Three days later, grading day. I have survived the machine, the clutches, brakes, the two-by-fours and figure-eights on the obstacle course. Numerous red cones dot the grading track ahead. Dan informs us, "If you go down once you fail the course." His arm goes up, the snap of his timer makes me jump. First two riders make it through, some cones topple. The third person, an experienced rider, is down in the figure-eight. "You're out." yells Dan pointing to the side of the track. Throughout the course it was this rider's confidence I wished I had.

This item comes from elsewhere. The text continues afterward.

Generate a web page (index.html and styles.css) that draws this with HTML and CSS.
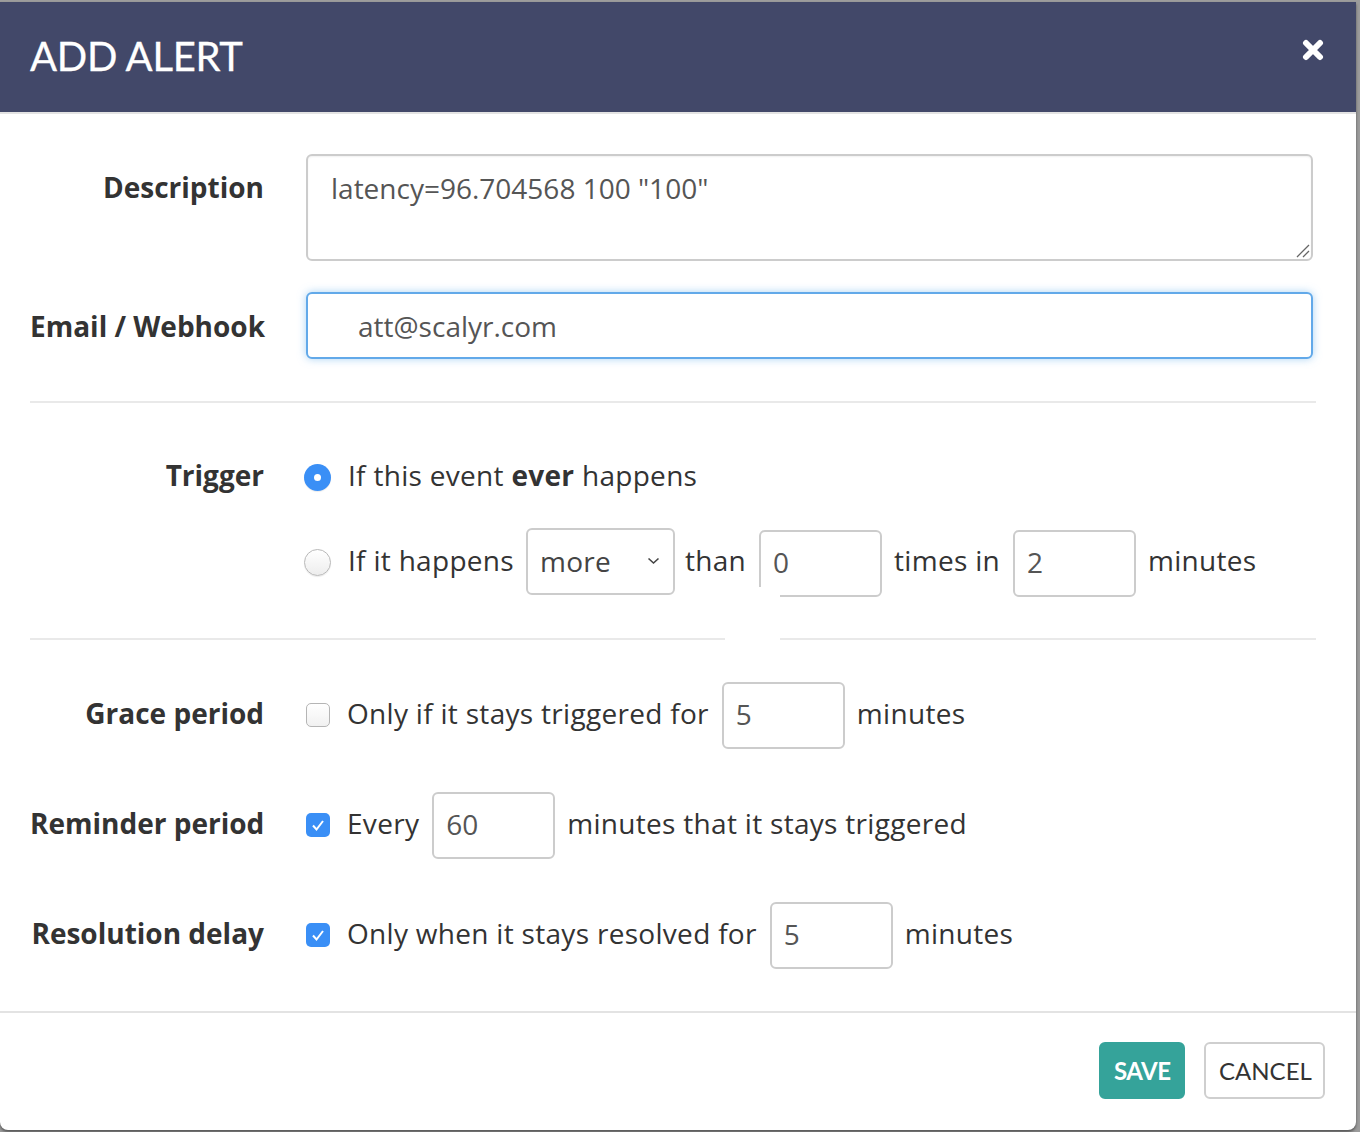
FILE: index.html
```html
<!DOCTYPE html>
<html lang="en">
<head>
<meta charset="utf-8">
<title>Add Alert</title>
<link rel="stylesheet" href="styles.css">
</head>
<body>
<div class="modal">
  <div class="modal-header">
    <h1 class="modal-title">ADD ALERT</h1>
    <button class="close" type="button" aria-label="Close">
      <svg width="22" height="22" viewBox="0 0 22 22"><path d="M4 4 L18 18 M18 4 L4 18" stroke="#fff" stroke-width="6" stroke-linecap="round"/></svg>
    </button>
  </div>

  <div class="modal-body">
    <div class="row row-top">
      <label class="lbl">Description</label>
      <div class="ctl">
        <div class="textarea">latency=96.704568 100 "100"
          <svg class="grip" width="14" height="14" viewBox="0 0 14 14"><path d="M1 13 L13 1 M7 13 L13 7" stroke="#666" stroke-width="1.3"/></svg>
        </div>
      </div>
    </div>

    <div class="row row-email">
      <label class="lbl">Email / Webhook</label>
      <div class="ctl">
        <div class="input input-focus">att@scalyr.com</div>
      </div>
    </div>

    <hr class="sep sep-1">

    <div class="row row-trigger">
      <label class="lbl lbl-trigger">Trigger</label>
      <div class="ctl">
        <div class="line line-ever">
          <span class="radio radio-on"></span>
          <span class="txt">If this event <b>ever</b> happens</span>
        </div>
        <div class="line line-count">
          <span class="radio"></span>
          <span class="txt">If it happens</span>
          <div class="select">more
            <svg class="chev" width="13" height="8" viewBox="0 0 13 8"><path d="M1.5 1.5 L6.5 6 L11.5 1.5" fill="none" stroke="#444" stroke-width="1.6"/></svg>
          </div>
          <span class="txt">than</span>
          <div class="input small low">0</div>
          <span class="txt">times in</span>
          <div class="input small low">2</div>
          <span class="txt">minutes</span>
        </div>
      </div>
    </div>

    <hr class="sep sep-2">

    <div class="row row-opt row-grace">
      <label class="lbl">Grace period</label>
      <div class="ctl line">
        <span class="check"></span>
        <span class="txt">Only if it stays triggered for</span>
        <div class="input small">5</div>
        <span class="txt">minutes</span>
      </div>
    </div>

    <div class="row row-opt">
      <label class="lbl">Reminder period</label>
      <div class="ctl line">
        <span class="check check-on"><svg width="24" height="24" viewBox="0 0 24 24"><path d="M7 12.5 L10.5 16.5 L17 8" fill="none" stroke="#fff" stroke-width="2"/></svg></span>
        <span class="txt">Every</span>
        <div class="input small">60</div>
        <span class="txt">minutes that it stays triggered</span>
      </div>
    </div>

    <div class="row row-opt">
      <label class="lbl">Resolution delay</label>
      <div class="ctl line">
        <span class="check check-on"><svg width="24" height="24" viewBox="0 0 24 24"><path d="M7 12.5 L10.5 16.5 L17 8" fill="none" stroke="#fff" stroke-width="2"/></svg></span>
        <span class="txt">Only when it stays resolved for</span>
        <div class="input small">5</div>
        <span class="txt">minutes</span>
      </div>
    </div>
  </div>

  <div class="modal-footer">
    <button class="btn btn-save" type="button">SAVE</button>
    <button class="btn btn-cancel" type="button">CANCEL</button>
  </div>

  <div class="blank-patch"></div>
</div>
</body>
</html>
```

FILE: styles.css
```css
html, body {
  margin: 0;
  padding: 0;
  background: #9c9c9c;
}

body {
  width: 1360px;
  height: 1132px;
  overflow: hidden;
  font-family: "Open Sans", "DejaVu Sans", sans-serif;
  color: #333;
}

.modal {
  position: relative;
  width: 1356px;
  margin-top: 2px;
  background: #fff;
  border-radius: 0 0 8px 8px;
  box-shadow: 0 2px 3px rgba(0, 0, 0, 0.45);
}

.modal-header {
  height: 110px;
  background: #424869;
  border-bottom: 2px solid #e3e3e3;
  display: flex;
  align-items: center;
  justify-content: space-between;
  padding: 0 32px 0 30px;
}

.modal-title {
  margin: 0;
  font-family: Lato, "Liberation Sans", sans-serif;
  font-weight: 400;
  font-size: 40px;
  line-height: 1;
  color: #fff;
  letter-spacing: -0.3px;
  padding-bottom: 2px;
  -webkit-text-stroke: 0.3px #fff;
}

.close {
  background: none;
  border: 0;
  padding: 0;
  width: 22px;
  height: 22px;
  margin-top: -14px;
  display: block;
}

.close svg { display: block; }

.modal-body {
  padding: 40px 40px 42px 30px;
}

.row {
  display: grid;
  grid-template-columns: 234px 1fr;
  column-gap: 42px;
  align-items: center;
}

.row-top { align-items: start; }

.lbl {
  text-align: right;
  font-weight: 700;
  font-size: 28px;
  line-height: 40px;
  color: #333;
  white-space: nowrap;
}

.row-top .lbl { padding-top: 13px; }

.row-opt .lbl { padding-bottom: 6px; }

.ctl {
  padding-right: 3px;
  min-width: 0;
}

.textarea {
  position: relative;
  box-sizing: border-box;
  height: 107px;
  border: 2px solid #cccccc;
  border-radius: 6px;
  padding: 12px 23px;
  font-size: 28px;
  line-height: 40px;
  color: #555;
  box-shadow: inset 0 1px 2px rgba(0, 0, 0, 0.06);
}

.grip {
  position: absolute;
  right: 1px;
  bottom: 1px;
}

.row-email { margin-top: 31px; }

.input {
  box-sizing: border-box;
  height: 67px;
  border: 2px solid #cccccc;
  border-radius: 6px;
  font-size: 28px;
  line-height: 40px;
  color: #555;
  display: flex;
  align-items: center;
  padding: 0 12px;
  background: #fff;
}

.input-focus {
  border-color: #62a9e9;
  box-shadow: 0 0 8px rgba(102, 175, 233, 0.55);
  padding-left: 50px;
  color: #555;
}

.sep {
  border: 0;
  height: 2px;
  background: #e9e9e9;
  margin: 0;
}

.sep-1 { margin-top: 42px; }
.sep-2 { margin-top: 41px; }

.row-trigger {
  margin-top: 56px;
  align-items: start;
}

.lbl-trigger {
  line-height: 36px;
  margin-top: -2px;
}

.line {
  display: flex;
  align-items: center;
  font-size: 28px;
  color: #333;
  white-space: nowrap;
}

.line-ever {
  height: 36px;
  line-height: 36px;
}

.line-count {
  margin-top: 33px;
  height: 69px;
}

.txt {
  line-height: 40px;
  letter-spacing: 0.3px;
  padding-bottom: 6px;
}

.line-ever .txt { padding-bottom: 4px; }

.radio {
  box-sizing: border-box;
  width: 27px;
  height: 27px;
  border-radius: 50%;
  margin-left: -2px;
  margin-right: 17px;
  flex: none;
  border: 1.5px solid #b8b8b8;
  background: linear-gradient(#ffffff, #ededed);
  box-shadow: 0 1px 1px rgba(0, 0, 0, 0.08);
}

.radio-on {
  border: 0;
  background: #3a8ff6;
  position: relative;
}

.radio-on::after {
  content: "";
  position: absolute;
  left: 10px;
  top: 10px;
  width: 7px;
  height: 7px;
  border-radius: 50%;
  background: #fff;
}

.select {
  position: relative;
  box-sizing: border-box;
  width: 149px;
  height: 67px;
  align-self: flex-start;
  border: 2px solid #cccccc;
  border-radius: 6px;
  padding: 0 12px 2px;
  margin: 0 10px 0 12px;
  display: flex;
  align-items: center;
  font-size: 28px;
  color: #444;
  letter-spacing: 0.3px;
}

.chev {
  position: absolute;
  right: 13px;
  top: 27px;
}

.small {
  width: 123px;
  flex: none;
  margin: 0 12px 0 13px;
  padding-bottom: 4px;
}

.low { align-self: flex-end; }

.row-opt {
  height: 67px;
}

.row-grace { margin-top: 42px; }
.row-opt + .row-opt { margin-top: 43px; }

.check {
  box-sizing: border-box;
  width: 24px;
  height: 24px;
  border-radius: 5px;
  margin-right: 17px;
  flex: none;
  border: 1.5px solid #b5b5b5;
  background: linear-gradient(#ffffff, #f1f1f1);
  margin-bottom: 2px;
}

.check-on {
  border: 0;
  background: #3a8ff6;
}

.check svg { display: block; }

.modal-footer {
  border-top: 2px solid #e3e3e3;
  padding: 29px 31px 31px 0;
  display: flex;
  justify-content: flex-end;
  gap: 19px;
}

.btn {
  box-sizing: border-box;
  height: 57px;
  border-radius: 6px;
  font-family: Lato, "Liberation Sans", sans-serif;
  font-size: 24px;
  padding: 0 13px;
  line-height: 1;
}

.btn-save {
  width: 86px;
  background: #35a39a;
  border: 2px solid #35a39a;
  color: #fff;
  font-weight: 700;
  letter-spacing: -0.5px;
}

.btn-cancel {
  width: 121px;
  background: #fff;
  border: 2px solid #cfcfcf;
  color: #333;
}

.blank-patch {
  position: absolute;
  left: 725px;
  top: 585px;
  width: 55px;
  height: 58px;
  background: #fff;
}
```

My turn. Rivulets of sweat tickle my cheek. Several hawks swoop and hover just beyond the track. My hands are glove-clammy. If only I can keep my eye on those hawks. The instructor's hand goes up. I gun the machine. No time for wobbling. In and out of the red cones.  Dead ahead is the tight figure-eight, seemingly the size of a postage stamp. Can I wrap this machine around it without falling?

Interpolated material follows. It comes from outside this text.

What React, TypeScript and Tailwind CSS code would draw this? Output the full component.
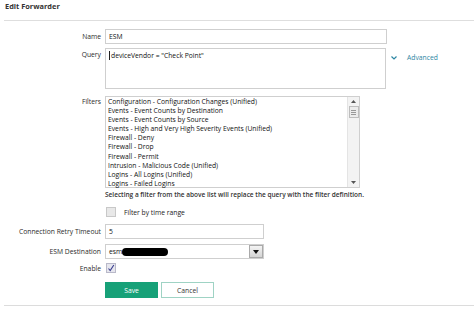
import React from "react";

const items = [
  "Configuration - Configuration Changes (Unified)",
  "Events - Event Counts by Destination",
  "Events - Event Counts by Source",
  "Events - High and Very High Severity Events (Unified)",
  "Firewall - Deny",
  "Firewall - Drop",
  "Firewall - Permit",
  "Intrusion - Malicious Code (Unified)",
  "Logins - All Logins (Unified)",
  "Logins - Failed Logins",
];

function Label({ children, className = "" }: { children: React.ReactNode; className?: string }) {
  return (
    <div className={`w-[101px] shrink-0 text-right text-[#2a2a2a] ${className}`}>{children}</div>
  );
}

export default function App() {
  return (
    <div
      className="w-[474px] h-[311px] bg-white text-[#222] overflow-hidden relative"
      style={{ fontFamily: '"Open Sans", "Noto Sans", sans-serif', fontSize: "6.75px", lineHeight: "9px" }}
    >
      <div className="h-[21px] border-b border-[#dedede] ml-[4px] flex items-center pl-[1px] pb-[7px]">
        <span className="font-bold text-[7.4px] text-[#333]">Edit Forwarder</span>
      </div>

      {/* Name */}
      <div className="flex items-center mt-[8px]">
        <Label>Name</Label>
        <div className="ml-[4px] w-[282px] h-[15px] border border-[#cfcfcf] flex items-center pl-[3px] text-[#111]">
          ESM
        </div>
      </div>

      {/* Query */}
      <div className="flex items-start mt-[4px]">
        <Label className="pt-[2px]">Query</Label>
        <div className="ml-[4px] w-[281px] h-[41px] border border-[#cfcfcf] pl-[3px] pt-[2px] text-[#111] flex">
          <span className="border-l border-[#222] pl-[1px] h-[9px] leading-[9px]">deviceVendor = "Check Point"</span>
        </div>
        <div className="flex items-center ml-[5px] mt-[5px] text-[#2d86a3]">
          <svg width="6" height="4" viewBox="0 0 6 4" className="mt-[1px]">
            <path d="M0.5 0.5 L3 3 L5.5 0.5" stroke="#2d86a3" strokeWidth="1.2" fill="none" />
          </svg>
          <span className="ml-[10px]">Advanced</span>
        </div>
      </div>

      {/* Filters */}
      <div className="flex items-start mt-[7px]">
        <Label className="pt-[1px]">Filters</Label>
        <div className="ml-[4px] w-[255px] h-[92px] border border-[#cfcfcf] flex">
          <div className="flex-1 pl-[2px] pt-[0px] text-[#111]" style={{ lineHeight: "9.1px" }}>
            {items.map((t) => (
              <div key={t} className="whitespace-nowrap">{t}</div>
            ))}
          </div>
          <div className="w-[12px] bg-[#f3f3f3] border-l border-[#e4e4e4] flex flex-col items-center">
            <div className="h-[9px] flex items-center">
              <svg width="5" height="3" viewBox="0 0 5 3"><path d="M0 3 L2.5 0 L5 3 Z" fill="#555" /></svg>
            </div>
            <div className="w-[10px] h-[12px] border border-[#bdbdbd] bg-[#ececec] flex flex-col items-center justify-center gap-[1px]">
              <div className="w-[5px] h-px bg-[#999]" />
              <div className="w-[5px] h-px bg-[#999]" />
              <div className="w-[5px] h-px bg-[#999]" />
            </div>
            <div className="flex-1" />
            <div className="h-[9px] flex items-center">
              <svg width="5" height="3" viewBox="0 0 5 3"><path d="M0 0 L2.5 3 L5 0 Z" fill="#555" /></svg>
            </div>
          </div>
        </div>
      </div>

      {/* Help text */}
      <div className="flex mt-[2px]">
        <div className="w-[105px] shrink-0" />
        <div className="text-[#333] font-semibold whitespace-nowrap text-[6.5px]">
          Selecting a filter from the above list will replace the query with the filter definition.
        </div>
      </div>

      {/* Filter by time range */}
      <div className="flex items-center mt-[8px]">
        <div className="w-[106px] shrink-0" />
        <div className="w-[10px] h-[10px] border border-[#c8c8c8] bg-[#e8e8e8]" />
        <span className="ml-[8px] text-[#222]">Filter by time range</span>
      </div>

      {/* Connection Retry Timeout */}
      <div className="flex items-center mt-[7px]">
        <Label>Connection Retry Timeout</Label>
        <div className="ml-[4px] w-[159px] h-[15px] border border-[#cfcfcf] flex items-center pl-[3px] text-[#111]">
          5
        </div>
      </div>

      {/* ESM Destination */}
      <div className="flex items-center mt-[5px]">
        <Label>ESM Destination</Label>
        <div className="ml-[4px] w-[159px] h-[15px] border border-[#cfcfcf] flex items-center pl-[3px] text-[#111] relative">
          <span>esm.</span>
          <div className="ml-[-2px] w-[46px] h-[8px] bg-black rounded-[4px]" />
          <div className="absolute right-0 top-0 w-[14px] h-[13px] border border-[#aaa] bg-gradient-to-b from-[#f4f4f4] to-[#d4d4d4] flex items-center justify-center">
            <svg width="6" height="4" viewBox="0 0 6 4"><path d="M0 0 L3 4 L6 0 Z" fill="#111" /></svg>
          </div>
        </div>
      </div>

      {/* Enable */}
      <div className="flex items-center mt-[4px]">
        <Label>Enable</Label>
        <div className="ml-[5px] w-[10px] h-[10px] border border-[#b9b9c9] bg-[#e6e6ee] flex items-center justify-center">
          <svg width="8" height="8" viewBox="0 0 8 8">
            <path d="M1.5 4.5 L3.2 6.5 L6.8 1" stroke="#3a3f8f" strokeWidth="1.1" fill="none" />
          </svg>
        </div>
      </div>

      {/* Buttons */}
      <div className="flex items-center mt-[9px]">
        <div className="w-[105px] shrink-0" />
        <div className="w-[53px] h-[16px] bg-[#17a178] text-white flex items-center justify-center">Save</div>
        <div className="ml-[3px] w-[53px] h-[16px] border border-[#9fd3c4] bg-white text-[#333] flex items-center justify-center">
          Cancel
        </div>
      </div>

      <div className="absolute left-[4px] right-0 top-[305px] border-t border-[#dcdcdc]" />
    </div>
  );
}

The exam is over. The motorcycles, minus riders, are lined colorfully on the sand. Mine is red. Seven of us stand next to them waiting in anticipation, the other four have not made it. Dan checks his clipboard. The first two guys pass. Another fails. I am next. With a little (possible) smirk he ask, "Augusta, how do you think you made out." The question surprises me. He didn't ask anyone else that. 
After a pause, I answer, "I don't know." Several (possible) snickers from the others.
"Why don't you?" He shoots back.
"Because you told us never to look down." Pointing to the desert I tell him, "I kept my eyes on the hawks. So I have no idea how many cones I knocked down or how many lines I crossed."
He laughs, "Congratulations Augusta, you not only passed you came in the upper half of the class." 
And, this news I am sure, not only shocks me!

The course is over. Thank goodness. Yet, as I am leaving the track I feel disappointed. Why am I going home to a scooter? I want a red motorcycle.